◆ Dataset section ◆

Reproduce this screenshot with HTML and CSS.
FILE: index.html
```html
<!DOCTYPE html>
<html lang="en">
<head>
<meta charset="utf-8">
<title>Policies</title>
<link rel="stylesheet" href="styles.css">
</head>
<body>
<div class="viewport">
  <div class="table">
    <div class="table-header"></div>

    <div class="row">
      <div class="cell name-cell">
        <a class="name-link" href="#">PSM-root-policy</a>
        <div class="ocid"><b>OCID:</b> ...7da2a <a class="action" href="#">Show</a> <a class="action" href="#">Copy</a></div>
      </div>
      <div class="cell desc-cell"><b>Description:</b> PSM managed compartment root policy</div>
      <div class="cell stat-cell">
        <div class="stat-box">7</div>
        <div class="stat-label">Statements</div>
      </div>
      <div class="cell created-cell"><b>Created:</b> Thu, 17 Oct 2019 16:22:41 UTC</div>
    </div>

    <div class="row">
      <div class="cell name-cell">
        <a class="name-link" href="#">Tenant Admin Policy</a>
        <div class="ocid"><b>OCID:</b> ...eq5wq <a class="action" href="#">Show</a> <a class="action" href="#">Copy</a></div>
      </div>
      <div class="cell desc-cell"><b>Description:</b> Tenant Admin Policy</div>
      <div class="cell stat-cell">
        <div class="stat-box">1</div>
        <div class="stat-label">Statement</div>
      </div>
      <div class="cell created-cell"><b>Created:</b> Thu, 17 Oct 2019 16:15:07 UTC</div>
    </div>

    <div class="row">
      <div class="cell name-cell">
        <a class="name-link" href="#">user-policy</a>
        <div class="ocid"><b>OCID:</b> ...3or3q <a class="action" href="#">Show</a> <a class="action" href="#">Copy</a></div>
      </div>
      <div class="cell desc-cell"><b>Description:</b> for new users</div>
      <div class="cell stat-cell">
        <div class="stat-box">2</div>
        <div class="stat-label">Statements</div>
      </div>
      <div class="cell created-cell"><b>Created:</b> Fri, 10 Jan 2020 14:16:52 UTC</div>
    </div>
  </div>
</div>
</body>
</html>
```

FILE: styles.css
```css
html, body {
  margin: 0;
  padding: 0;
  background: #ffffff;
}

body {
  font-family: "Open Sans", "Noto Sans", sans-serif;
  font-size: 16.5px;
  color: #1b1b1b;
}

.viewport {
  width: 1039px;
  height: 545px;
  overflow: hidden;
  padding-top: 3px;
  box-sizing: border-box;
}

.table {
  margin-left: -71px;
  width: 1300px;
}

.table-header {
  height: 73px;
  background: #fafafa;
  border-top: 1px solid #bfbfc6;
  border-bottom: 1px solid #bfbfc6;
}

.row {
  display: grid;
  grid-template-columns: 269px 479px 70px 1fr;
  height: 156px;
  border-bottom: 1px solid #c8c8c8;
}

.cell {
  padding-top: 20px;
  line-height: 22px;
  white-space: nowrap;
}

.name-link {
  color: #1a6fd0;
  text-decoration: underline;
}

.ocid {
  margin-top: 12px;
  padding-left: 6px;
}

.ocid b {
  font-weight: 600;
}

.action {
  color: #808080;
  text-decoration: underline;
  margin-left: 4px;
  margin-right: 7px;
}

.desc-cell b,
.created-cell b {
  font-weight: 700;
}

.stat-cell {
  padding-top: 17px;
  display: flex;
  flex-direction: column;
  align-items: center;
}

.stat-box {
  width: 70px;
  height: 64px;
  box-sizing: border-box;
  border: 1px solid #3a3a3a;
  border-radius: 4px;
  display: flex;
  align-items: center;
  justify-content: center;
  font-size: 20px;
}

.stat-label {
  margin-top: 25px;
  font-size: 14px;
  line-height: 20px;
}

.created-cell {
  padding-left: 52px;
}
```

◆ Your objective ◆
Reproduce the full listing above, character for character.

◆ Full output ◆
Reproduce this screenshot with HTML and CSS.
FILE: index.html
```html
<!DOCTYPE html>
<html lang="en">
<head>
<meta charset="utf-8">
<title>Policies</title>
<link rel="stylesheet" href="styles.css">
</head>
<body>
<div class="viewport">
  <div class="table">
    <div class="table-header"></div>

    <div class="row">
      <div class="cell name-cell">
        <a class="name-link" href="#">PSM-root-policy</a>
        <div class="ocid"><b>OCID:</b> ...7da2a <a class="action" href="#">Show</a> <a class="action" href="#">Copy</a></div>
      </div>
      <div class="cell desc-cell"><b>Description:</b> PSM managed compartment root policy</div>
      <div class="cell stat-cell">
        <div class="stat-box">7</div>
        <div class="stat-label">Statements</div>
      </div>
      <div class="cell created-cell"><b>Created:</b> Thu, 17 Oct 2019 16:22:41 UTC</div>
    </div>

    <div class="row">
      <div class="cell name-cell">
        <a class="name-link" href="#">Tenant Admin Policy</a>
        <div class="ocid"><b>OCID:</b> ...eq5wq <a class="action" href="#">Show</a> <a class="action" href="#">Copy</a></div>
      </div>
      <div class="cell desc-cell"><b>Description:</b> Tenant Admin Policy</div>
      <div class="cell stat-cell">
        <div class="stat-box">1</div>
        <div class="stat-label">Statement</div>
      </div>
      <div class="cell created-cell"><b>Created:</b> Thu, 17 Oct 2019 16:15:07 UTC</div>
    </div>

    <div class="row">
      <div class="cell name-cell">
        <a class="name-link" href="#">user-policy</a>
        <div class="ocid"><b>OCID:</b> ...3or3q <a class="action" href="#">Show</a> <a class="action" href="#">Copy</a></div>
      </div>
      <div class="cell desc-cell"><b>Description:</b> for new users</div>
      <div class="cell stat-cell">
        <div class="stat-box">2</div>
        <div class="stat-label">Statements</div>
      </div>
      <div class="cell created-cell"><b>Created:</b> Fri, 10 Jan 2020 14:16:52 UTC</div>
    </div>
  </div>
</div>
</body>
</html>
```

FILE: styles.css
```css
html, body {
  margin: 0;
  padding: 0;
  background: #ffffff;
}

body {
  font-family: "Open Sans", "Noto Sans", sans-serif;
  font-size: 16.5px;
  color: #1b1b1b;
}

.viewport {
  width: 1039px;
  height: 545px;
  overflow: hidden;
  padding-top: 3px;
  box-sizing: border-box;
}

.table {
  margin-left: -71px;
  width: 1300px;
}

.table-header {
  height: 73px;
  background: #fafafa;
  border-top: 1px solid #bfbfc6;
  border-bottom: 1px solid #bfbfc6;
}

.row {
  display: grid;
  grid-template-columns: 269px 479px 70px 1fr;
  height: 156px;
  border-bottom: 1px solid #c8c8c8;
}

.cell {
  padding-top: 20px;
  line-height: 22px;
  white-space: nowrap;
}

.name-link {
  color: #1a6fd0;
  text-decoration: underline;
}

.ocid {
  margin-top: 12px;
  padding-left: 6px;
}

.ocid b {
  font-weight: 600;
}

.action {
  color: #808080;
  text-decoration: underline;
  margin-left: 4px;
  margin-right: 7px;
}

.desc-cell b,
.created-cell b {
  font-weight: 700;
}

.stat-cell {
  padding-top: 17px;
  display: flex;
  flex-direction: column;
  align-items: center;
}

.stat-box {
  width: 70px;
  height: 64px;
  box-sizing: border-box;
  border: 1px solid #3a3a3a;
  border-radius: 4px;
  display: flex;
  align-items: center;
  justify-content: center;
  font-size: 20px;
}

.stat-label {
  margin-top: 25px;
  font-size: 14px;
  line-height: 20px;
}

.created-cell {
  padding-left: 52px;
}
```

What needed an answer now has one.